* Provided data *
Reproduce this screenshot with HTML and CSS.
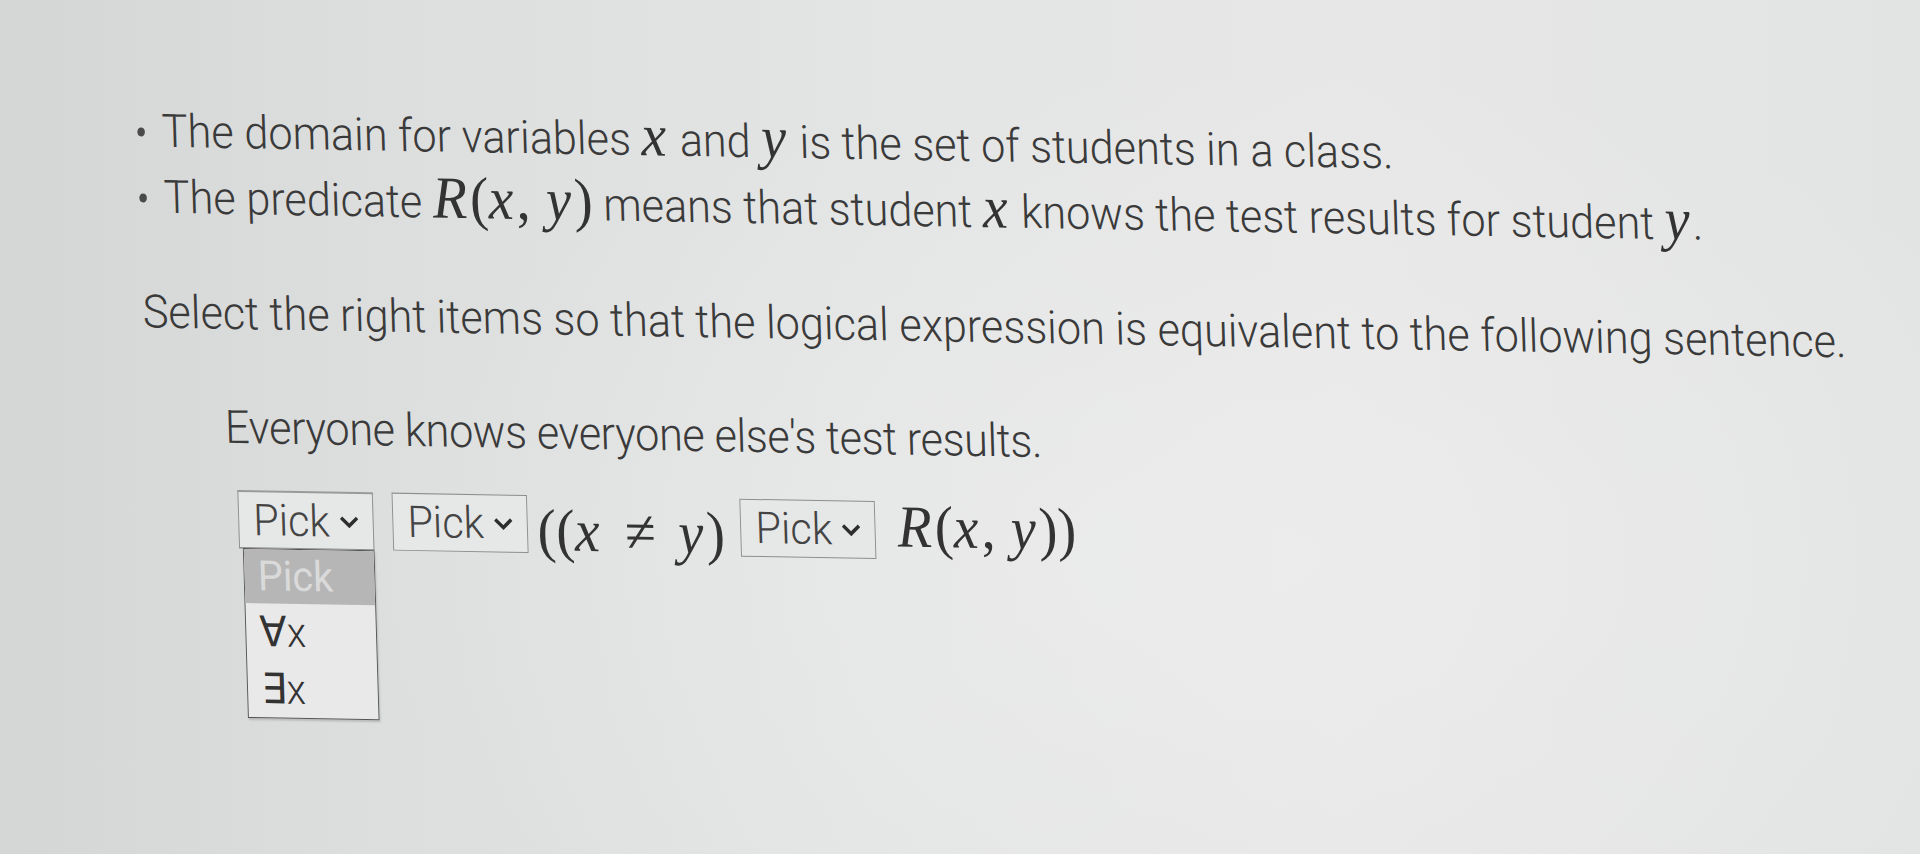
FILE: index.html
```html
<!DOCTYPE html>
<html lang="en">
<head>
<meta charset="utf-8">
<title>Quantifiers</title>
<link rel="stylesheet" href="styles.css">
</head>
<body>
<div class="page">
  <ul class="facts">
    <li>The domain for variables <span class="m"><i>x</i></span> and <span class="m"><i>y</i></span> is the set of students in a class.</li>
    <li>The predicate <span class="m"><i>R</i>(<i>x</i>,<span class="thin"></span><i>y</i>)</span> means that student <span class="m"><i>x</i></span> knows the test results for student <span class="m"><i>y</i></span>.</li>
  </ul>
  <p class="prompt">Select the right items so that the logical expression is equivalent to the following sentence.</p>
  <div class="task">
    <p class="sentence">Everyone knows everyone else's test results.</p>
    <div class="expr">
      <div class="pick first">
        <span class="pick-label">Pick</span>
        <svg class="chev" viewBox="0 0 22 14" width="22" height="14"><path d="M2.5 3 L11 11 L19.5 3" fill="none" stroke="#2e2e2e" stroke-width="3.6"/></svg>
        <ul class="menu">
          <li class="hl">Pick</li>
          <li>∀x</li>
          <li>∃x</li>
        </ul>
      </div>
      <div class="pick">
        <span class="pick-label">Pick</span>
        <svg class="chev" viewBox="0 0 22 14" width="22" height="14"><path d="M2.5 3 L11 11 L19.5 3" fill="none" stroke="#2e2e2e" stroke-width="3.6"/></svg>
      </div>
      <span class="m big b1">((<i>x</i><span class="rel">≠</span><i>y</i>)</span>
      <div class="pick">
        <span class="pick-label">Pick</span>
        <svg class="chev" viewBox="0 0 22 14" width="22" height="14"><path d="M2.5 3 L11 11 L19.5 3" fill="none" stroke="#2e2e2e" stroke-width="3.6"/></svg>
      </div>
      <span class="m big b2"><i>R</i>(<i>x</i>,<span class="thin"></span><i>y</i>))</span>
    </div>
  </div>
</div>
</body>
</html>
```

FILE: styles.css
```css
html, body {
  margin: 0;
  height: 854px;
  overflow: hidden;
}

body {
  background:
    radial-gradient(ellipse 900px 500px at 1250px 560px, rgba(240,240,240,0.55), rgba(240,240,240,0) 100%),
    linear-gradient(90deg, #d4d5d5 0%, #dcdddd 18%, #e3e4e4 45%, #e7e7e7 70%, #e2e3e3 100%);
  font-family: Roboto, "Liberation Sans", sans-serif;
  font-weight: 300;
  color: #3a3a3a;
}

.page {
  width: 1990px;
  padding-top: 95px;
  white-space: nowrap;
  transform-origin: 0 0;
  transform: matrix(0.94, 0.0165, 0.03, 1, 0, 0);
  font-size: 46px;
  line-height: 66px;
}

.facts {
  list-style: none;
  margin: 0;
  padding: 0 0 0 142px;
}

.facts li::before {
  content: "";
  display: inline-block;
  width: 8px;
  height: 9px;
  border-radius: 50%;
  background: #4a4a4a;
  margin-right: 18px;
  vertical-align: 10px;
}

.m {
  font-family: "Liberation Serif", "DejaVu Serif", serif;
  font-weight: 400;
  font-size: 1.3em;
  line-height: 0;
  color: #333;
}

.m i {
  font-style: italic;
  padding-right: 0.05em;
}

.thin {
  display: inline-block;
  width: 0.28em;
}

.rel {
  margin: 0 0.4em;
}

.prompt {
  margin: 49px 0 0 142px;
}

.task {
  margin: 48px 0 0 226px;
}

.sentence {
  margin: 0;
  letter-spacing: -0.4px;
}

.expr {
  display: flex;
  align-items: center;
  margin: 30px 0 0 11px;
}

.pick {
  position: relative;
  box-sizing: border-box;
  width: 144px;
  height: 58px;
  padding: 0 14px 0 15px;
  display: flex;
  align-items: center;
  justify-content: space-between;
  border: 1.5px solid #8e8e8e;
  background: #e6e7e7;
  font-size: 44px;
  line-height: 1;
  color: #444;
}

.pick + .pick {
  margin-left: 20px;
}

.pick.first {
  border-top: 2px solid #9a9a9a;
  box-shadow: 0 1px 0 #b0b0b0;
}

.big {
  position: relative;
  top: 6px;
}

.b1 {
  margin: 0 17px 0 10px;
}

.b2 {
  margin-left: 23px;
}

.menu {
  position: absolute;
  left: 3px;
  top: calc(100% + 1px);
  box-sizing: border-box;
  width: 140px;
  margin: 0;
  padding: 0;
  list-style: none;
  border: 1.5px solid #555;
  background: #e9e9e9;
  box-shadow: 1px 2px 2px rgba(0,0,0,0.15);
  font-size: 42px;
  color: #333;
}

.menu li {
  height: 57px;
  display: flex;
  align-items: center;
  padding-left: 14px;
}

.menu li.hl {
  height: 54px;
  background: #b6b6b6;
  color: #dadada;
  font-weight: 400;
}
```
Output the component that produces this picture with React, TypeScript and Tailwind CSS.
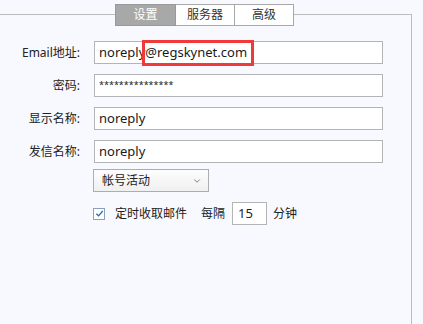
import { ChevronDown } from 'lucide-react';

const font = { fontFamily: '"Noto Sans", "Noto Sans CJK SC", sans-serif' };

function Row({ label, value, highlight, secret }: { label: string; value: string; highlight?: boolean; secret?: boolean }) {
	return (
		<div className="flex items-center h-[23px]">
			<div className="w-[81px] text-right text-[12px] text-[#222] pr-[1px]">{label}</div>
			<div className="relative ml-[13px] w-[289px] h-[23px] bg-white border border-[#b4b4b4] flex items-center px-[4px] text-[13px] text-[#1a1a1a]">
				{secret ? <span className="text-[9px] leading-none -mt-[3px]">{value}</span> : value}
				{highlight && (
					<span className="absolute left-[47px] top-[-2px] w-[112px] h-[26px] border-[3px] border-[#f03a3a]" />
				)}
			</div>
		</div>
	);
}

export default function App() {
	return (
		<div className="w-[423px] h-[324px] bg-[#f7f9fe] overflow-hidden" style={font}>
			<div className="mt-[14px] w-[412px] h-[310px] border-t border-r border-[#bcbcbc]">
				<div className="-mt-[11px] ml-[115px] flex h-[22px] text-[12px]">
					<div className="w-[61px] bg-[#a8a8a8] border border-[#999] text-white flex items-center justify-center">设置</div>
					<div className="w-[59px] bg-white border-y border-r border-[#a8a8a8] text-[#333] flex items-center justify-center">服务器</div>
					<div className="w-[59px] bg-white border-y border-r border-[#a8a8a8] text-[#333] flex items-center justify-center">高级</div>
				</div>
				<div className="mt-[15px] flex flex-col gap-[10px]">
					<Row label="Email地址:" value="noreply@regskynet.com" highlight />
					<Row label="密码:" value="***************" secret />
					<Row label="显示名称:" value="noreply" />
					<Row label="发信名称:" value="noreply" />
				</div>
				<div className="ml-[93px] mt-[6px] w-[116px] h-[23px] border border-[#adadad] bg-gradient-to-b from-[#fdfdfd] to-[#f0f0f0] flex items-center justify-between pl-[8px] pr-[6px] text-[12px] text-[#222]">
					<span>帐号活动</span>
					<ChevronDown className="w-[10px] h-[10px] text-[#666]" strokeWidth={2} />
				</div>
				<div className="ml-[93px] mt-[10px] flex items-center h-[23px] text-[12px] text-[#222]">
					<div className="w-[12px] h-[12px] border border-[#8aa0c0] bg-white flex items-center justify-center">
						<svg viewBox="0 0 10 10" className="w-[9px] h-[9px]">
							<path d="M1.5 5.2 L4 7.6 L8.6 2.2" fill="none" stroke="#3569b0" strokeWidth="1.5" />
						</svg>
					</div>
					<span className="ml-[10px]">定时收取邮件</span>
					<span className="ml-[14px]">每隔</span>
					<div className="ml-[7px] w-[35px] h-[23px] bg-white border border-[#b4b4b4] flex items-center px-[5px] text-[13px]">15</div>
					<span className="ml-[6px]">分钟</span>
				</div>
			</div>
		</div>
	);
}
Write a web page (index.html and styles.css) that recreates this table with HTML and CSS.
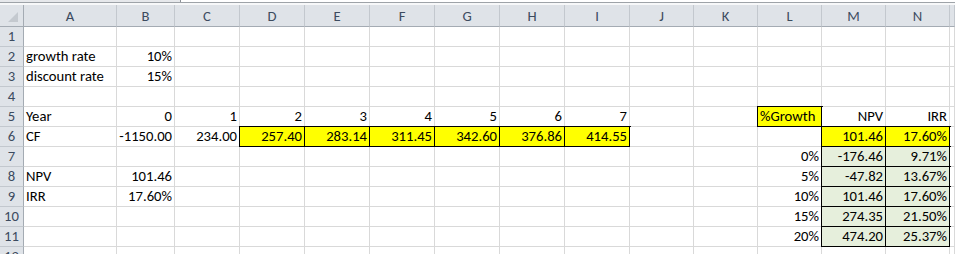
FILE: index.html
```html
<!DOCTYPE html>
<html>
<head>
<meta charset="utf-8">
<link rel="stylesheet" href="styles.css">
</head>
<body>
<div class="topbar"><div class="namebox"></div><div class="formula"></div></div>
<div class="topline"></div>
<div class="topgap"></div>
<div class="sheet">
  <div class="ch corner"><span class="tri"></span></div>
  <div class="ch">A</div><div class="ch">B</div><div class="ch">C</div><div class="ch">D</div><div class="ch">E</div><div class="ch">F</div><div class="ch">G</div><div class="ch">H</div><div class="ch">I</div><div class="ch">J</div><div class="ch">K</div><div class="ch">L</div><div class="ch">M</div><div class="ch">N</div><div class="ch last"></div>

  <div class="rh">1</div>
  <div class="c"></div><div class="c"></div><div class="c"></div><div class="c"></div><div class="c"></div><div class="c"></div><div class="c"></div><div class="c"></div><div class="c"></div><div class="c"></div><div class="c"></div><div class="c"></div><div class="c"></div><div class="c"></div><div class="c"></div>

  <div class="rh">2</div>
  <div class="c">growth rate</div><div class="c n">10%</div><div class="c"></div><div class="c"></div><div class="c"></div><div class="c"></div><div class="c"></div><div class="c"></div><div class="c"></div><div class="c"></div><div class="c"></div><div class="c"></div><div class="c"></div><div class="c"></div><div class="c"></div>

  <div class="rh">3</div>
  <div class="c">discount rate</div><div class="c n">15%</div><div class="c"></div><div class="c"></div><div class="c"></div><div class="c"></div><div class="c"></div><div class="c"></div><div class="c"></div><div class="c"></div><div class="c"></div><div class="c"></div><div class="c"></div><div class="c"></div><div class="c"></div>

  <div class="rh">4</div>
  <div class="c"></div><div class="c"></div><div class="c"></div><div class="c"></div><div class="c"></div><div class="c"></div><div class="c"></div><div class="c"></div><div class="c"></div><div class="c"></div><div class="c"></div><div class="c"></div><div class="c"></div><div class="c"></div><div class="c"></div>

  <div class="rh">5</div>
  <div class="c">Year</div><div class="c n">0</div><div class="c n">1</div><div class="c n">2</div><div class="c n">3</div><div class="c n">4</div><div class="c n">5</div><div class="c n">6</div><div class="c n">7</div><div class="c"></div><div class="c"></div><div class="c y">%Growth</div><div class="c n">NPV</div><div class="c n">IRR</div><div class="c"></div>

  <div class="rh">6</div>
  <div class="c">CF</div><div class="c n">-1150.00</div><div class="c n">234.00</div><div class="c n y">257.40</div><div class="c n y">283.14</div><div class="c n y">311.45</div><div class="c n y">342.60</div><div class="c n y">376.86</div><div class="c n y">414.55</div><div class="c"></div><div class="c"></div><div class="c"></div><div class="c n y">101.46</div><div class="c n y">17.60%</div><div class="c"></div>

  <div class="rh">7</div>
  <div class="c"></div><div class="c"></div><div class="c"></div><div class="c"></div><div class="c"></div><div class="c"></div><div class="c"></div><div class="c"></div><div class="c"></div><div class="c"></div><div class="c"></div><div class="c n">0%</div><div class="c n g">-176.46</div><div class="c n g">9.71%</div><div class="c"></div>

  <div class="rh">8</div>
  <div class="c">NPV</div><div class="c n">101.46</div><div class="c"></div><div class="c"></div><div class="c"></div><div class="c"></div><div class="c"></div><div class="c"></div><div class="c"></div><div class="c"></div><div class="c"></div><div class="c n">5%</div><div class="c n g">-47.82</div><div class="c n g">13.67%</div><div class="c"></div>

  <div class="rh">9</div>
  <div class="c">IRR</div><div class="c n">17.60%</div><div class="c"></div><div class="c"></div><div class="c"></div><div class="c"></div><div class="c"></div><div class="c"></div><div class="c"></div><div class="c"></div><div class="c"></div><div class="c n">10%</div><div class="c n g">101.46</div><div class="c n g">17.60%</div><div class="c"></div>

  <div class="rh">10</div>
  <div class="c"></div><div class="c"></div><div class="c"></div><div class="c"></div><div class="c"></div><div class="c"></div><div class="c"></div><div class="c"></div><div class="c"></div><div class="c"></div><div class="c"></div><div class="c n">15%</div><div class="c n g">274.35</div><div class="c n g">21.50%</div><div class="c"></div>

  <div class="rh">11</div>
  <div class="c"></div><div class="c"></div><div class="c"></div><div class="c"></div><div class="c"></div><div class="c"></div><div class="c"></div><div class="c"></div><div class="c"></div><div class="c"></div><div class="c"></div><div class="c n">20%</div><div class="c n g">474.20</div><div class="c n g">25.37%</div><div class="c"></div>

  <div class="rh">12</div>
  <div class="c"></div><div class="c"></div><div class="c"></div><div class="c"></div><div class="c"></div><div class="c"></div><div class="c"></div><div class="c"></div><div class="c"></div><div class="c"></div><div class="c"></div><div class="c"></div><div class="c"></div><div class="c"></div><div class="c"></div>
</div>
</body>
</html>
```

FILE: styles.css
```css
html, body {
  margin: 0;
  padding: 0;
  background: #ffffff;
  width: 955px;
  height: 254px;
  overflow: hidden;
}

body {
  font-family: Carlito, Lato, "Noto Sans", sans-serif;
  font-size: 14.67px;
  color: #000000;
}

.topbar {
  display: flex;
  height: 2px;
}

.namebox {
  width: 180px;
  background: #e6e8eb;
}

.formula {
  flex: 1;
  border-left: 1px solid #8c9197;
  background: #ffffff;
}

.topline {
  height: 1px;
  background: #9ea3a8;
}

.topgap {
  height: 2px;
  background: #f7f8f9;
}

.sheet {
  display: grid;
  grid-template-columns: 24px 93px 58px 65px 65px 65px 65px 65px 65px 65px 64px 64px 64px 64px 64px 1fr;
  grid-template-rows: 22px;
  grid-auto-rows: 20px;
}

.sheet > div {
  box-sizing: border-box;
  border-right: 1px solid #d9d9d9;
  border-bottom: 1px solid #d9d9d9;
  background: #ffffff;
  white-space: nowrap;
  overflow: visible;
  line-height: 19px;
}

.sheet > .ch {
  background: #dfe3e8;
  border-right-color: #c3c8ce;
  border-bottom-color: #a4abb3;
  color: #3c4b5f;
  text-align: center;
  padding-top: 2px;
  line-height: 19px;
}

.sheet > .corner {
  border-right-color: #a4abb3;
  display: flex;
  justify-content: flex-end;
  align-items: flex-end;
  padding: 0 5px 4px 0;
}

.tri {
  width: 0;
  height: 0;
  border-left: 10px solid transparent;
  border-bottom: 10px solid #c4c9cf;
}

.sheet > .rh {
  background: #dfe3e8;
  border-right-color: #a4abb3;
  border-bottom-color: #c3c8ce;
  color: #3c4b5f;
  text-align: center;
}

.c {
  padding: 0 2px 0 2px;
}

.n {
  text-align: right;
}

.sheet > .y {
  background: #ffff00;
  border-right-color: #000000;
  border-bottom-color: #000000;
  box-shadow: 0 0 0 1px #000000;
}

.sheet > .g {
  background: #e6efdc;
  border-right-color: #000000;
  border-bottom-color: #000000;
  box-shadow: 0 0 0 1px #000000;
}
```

* Exercise description *
From the data above, copy out every line with the string "page" in it.

* Written solution *
<div class="page">
.page {
Write a web page (index.html and styles.css) that recreates this table with HTML and CSS.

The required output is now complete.